-- START EXERCISE MATERIAL --
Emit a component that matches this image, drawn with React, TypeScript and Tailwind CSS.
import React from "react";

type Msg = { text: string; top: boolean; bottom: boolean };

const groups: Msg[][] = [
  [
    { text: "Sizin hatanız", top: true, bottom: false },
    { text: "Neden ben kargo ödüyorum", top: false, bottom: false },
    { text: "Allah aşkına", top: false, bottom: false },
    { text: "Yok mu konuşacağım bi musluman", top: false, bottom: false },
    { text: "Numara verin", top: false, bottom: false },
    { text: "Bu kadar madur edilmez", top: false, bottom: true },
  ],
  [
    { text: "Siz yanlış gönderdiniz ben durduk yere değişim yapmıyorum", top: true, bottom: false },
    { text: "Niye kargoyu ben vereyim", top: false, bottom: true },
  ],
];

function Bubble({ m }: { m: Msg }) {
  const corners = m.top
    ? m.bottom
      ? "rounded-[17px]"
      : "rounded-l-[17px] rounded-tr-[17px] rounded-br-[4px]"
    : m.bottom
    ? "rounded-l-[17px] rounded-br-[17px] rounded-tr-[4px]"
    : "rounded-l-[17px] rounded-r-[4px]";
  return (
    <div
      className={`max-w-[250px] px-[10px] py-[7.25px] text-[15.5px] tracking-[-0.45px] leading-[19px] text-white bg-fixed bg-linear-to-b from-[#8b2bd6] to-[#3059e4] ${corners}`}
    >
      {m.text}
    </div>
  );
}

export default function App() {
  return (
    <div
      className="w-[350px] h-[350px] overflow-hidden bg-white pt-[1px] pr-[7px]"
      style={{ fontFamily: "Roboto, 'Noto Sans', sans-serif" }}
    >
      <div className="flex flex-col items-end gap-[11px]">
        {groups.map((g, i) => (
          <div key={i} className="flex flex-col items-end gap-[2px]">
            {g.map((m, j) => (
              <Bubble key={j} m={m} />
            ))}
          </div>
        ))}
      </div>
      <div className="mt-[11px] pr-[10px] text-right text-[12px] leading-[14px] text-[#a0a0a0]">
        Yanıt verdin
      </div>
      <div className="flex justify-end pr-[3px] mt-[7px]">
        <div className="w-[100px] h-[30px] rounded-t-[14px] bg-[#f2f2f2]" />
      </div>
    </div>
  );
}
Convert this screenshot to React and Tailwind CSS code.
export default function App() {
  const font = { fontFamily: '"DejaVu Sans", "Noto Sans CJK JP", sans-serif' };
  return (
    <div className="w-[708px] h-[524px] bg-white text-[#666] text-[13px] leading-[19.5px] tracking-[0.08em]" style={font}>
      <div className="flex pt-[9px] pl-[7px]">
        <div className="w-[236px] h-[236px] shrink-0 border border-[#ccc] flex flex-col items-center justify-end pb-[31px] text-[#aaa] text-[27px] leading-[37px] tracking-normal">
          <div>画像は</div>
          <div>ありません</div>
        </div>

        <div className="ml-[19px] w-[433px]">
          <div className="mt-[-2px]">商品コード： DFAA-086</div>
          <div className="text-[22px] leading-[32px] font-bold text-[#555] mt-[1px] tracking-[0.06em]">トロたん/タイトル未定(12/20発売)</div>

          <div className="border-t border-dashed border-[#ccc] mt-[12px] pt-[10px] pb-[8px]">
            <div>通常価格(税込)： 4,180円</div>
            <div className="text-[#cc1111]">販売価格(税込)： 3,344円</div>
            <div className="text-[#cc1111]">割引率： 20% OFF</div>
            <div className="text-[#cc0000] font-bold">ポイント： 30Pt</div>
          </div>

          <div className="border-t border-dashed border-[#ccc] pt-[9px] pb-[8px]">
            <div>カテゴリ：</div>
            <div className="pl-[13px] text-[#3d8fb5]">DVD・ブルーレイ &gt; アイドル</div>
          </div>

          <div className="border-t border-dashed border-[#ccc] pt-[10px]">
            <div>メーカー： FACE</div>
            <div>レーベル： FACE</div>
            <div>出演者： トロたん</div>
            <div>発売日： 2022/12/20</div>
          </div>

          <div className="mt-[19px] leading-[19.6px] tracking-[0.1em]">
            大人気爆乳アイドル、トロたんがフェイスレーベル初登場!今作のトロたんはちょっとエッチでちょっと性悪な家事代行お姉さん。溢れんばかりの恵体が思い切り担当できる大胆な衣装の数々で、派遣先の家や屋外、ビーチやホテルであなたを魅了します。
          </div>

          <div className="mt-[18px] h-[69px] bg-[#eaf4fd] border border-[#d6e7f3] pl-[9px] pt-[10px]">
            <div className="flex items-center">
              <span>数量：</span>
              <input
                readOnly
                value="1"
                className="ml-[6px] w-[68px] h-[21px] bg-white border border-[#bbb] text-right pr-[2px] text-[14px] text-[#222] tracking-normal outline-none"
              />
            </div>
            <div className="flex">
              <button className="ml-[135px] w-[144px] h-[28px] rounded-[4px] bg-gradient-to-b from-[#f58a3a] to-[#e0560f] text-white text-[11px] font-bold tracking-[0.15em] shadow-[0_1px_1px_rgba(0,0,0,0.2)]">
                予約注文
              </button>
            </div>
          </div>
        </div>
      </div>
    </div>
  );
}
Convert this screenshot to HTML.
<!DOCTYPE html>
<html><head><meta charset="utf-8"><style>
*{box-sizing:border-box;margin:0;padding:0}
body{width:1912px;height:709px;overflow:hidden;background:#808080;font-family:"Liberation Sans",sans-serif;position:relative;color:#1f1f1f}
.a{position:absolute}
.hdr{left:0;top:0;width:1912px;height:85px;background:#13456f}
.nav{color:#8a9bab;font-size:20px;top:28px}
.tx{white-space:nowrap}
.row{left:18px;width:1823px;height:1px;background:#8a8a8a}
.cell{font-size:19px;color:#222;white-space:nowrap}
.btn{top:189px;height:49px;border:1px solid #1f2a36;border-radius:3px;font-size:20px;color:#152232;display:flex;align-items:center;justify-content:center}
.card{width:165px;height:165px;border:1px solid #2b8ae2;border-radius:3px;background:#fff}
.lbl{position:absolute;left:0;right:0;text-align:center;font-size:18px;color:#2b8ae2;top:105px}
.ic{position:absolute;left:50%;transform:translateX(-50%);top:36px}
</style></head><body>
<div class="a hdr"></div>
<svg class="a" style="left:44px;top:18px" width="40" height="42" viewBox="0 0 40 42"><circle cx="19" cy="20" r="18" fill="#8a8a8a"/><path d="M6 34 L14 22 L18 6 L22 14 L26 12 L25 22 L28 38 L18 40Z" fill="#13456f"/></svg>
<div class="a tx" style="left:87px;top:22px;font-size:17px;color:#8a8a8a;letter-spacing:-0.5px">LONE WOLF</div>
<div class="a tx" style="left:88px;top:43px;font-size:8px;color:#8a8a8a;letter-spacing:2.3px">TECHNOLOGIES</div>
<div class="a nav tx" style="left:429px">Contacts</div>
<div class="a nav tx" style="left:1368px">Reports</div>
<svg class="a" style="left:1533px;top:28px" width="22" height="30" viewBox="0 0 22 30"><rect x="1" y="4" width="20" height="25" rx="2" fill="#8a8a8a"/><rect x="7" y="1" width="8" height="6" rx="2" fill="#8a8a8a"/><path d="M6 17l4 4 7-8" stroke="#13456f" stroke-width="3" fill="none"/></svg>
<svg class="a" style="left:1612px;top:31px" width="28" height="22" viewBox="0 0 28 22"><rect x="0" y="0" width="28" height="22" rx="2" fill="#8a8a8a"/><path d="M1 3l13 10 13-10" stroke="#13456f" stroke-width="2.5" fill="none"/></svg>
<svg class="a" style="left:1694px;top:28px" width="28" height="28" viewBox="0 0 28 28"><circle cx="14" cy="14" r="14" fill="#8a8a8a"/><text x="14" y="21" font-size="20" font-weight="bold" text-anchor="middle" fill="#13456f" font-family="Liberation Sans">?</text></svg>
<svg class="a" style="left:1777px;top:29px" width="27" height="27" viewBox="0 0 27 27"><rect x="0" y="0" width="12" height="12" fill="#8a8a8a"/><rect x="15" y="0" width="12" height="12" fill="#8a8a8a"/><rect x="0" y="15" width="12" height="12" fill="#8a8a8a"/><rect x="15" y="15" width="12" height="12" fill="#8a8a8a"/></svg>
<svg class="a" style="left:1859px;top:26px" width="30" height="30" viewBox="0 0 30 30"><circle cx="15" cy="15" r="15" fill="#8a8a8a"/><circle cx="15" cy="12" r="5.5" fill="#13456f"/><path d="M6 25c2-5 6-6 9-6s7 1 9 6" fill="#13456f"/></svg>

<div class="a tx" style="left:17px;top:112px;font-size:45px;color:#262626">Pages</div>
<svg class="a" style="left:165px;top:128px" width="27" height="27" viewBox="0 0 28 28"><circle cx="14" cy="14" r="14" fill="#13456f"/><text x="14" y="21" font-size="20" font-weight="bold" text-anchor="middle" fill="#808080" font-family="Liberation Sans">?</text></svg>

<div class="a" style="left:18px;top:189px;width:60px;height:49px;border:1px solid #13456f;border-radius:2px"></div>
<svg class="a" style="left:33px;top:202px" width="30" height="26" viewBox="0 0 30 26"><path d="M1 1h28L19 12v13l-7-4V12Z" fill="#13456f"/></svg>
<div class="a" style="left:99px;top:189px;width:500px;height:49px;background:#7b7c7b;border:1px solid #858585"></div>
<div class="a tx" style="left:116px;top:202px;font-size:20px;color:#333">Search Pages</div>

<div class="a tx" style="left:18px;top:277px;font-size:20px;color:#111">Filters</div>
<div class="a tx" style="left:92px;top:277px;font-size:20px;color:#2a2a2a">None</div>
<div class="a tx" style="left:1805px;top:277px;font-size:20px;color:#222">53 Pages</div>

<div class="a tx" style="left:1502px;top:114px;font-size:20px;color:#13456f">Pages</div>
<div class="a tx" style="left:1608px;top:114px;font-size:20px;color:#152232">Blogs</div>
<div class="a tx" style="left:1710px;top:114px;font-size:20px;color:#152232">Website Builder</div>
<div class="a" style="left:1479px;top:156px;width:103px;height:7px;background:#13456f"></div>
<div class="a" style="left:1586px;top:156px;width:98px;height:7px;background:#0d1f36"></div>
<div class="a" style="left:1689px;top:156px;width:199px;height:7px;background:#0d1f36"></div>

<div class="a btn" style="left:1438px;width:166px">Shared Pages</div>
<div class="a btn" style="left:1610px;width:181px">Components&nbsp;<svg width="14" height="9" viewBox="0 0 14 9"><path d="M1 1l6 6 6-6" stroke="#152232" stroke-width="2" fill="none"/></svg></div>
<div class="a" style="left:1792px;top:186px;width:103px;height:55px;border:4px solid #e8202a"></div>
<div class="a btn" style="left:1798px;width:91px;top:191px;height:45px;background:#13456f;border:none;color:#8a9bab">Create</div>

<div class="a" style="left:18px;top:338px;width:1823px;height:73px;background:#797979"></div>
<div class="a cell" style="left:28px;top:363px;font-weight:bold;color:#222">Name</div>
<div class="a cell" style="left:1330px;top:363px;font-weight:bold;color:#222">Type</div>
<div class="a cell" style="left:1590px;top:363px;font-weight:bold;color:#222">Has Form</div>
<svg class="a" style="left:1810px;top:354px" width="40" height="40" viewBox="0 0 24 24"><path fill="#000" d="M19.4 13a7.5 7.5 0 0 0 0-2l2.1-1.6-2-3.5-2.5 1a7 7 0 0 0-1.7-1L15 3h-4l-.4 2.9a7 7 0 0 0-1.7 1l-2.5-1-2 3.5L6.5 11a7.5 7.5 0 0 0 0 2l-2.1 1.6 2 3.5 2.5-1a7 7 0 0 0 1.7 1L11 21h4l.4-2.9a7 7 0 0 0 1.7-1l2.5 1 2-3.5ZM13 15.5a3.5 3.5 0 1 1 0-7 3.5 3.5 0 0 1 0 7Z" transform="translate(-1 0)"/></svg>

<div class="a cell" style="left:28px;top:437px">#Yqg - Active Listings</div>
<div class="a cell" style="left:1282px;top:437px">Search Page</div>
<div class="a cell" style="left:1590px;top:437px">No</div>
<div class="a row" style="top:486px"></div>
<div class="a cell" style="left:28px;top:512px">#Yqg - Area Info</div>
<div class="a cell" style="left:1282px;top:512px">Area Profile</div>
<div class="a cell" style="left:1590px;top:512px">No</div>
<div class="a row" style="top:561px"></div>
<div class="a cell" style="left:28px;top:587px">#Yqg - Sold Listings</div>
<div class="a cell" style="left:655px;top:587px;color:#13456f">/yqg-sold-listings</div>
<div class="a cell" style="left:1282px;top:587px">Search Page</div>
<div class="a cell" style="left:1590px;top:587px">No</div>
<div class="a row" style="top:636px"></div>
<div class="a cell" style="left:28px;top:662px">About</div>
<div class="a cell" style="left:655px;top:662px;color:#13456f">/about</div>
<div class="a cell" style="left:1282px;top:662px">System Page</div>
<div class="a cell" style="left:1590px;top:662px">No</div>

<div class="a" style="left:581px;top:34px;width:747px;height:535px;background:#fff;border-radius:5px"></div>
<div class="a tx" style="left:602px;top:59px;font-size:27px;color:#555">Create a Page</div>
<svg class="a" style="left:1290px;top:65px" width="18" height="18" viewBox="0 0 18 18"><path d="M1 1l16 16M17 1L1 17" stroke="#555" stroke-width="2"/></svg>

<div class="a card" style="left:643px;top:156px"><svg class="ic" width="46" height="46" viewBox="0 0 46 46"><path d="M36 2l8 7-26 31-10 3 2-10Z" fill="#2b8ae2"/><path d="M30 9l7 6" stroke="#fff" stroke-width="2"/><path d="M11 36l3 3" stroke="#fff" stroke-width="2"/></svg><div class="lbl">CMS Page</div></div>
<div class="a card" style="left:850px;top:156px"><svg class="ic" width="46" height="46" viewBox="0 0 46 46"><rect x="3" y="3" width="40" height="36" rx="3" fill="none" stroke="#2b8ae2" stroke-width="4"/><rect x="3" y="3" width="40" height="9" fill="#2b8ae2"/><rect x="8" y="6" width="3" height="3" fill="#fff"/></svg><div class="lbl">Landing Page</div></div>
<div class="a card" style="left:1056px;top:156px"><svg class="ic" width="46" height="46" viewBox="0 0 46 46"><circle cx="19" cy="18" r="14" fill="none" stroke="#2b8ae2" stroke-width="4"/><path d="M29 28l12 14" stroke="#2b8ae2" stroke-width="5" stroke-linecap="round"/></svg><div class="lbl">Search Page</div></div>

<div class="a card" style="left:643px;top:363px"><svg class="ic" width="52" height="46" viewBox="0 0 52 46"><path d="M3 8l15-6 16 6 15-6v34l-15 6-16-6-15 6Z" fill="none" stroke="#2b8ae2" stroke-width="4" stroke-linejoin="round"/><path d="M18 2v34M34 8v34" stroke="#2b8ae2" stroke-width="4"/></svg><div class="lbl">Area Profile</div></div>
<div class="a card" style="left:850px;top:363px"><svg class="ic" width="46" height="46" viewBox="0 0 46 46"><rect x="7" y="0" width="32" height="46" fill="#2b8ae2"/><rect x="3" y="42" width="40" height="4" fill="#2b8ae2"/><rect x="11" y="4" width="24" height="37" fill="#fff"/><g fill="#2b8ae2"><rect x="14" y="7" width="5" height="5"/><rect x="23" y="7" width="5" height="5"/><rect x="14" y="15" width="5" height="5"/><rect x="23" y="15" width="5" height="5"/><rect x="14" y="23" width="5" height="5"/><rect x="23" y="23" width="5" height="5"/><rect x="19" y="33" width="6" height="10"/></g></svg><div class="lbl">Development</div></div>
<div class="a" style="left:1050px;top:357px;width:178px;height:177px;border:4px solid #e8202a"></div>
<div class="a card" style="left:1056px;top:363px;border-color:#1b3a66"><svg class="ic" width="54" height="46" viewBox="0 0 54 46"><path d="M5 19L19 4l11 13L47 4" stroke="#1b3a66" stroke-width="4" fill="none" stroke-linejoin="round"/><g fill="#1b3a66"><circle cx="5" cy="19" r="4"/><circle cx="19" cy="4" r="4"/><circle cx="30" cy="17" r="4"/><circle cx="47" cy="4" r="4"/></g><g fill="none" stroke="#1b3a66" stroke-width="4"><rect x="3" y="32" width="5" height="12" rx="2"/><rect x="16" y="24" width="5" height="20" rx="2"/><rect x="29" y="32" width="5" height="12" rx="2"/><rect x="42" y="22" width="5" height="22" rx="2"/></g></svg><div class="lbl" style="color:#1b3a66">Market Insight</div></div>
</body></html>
-- END EXERCISE MATERIAL --
## OBJECTIVE
From the data above, work out how many lines hold "Tailwind". Answer with the number alone.

## FULL RESPONSE
2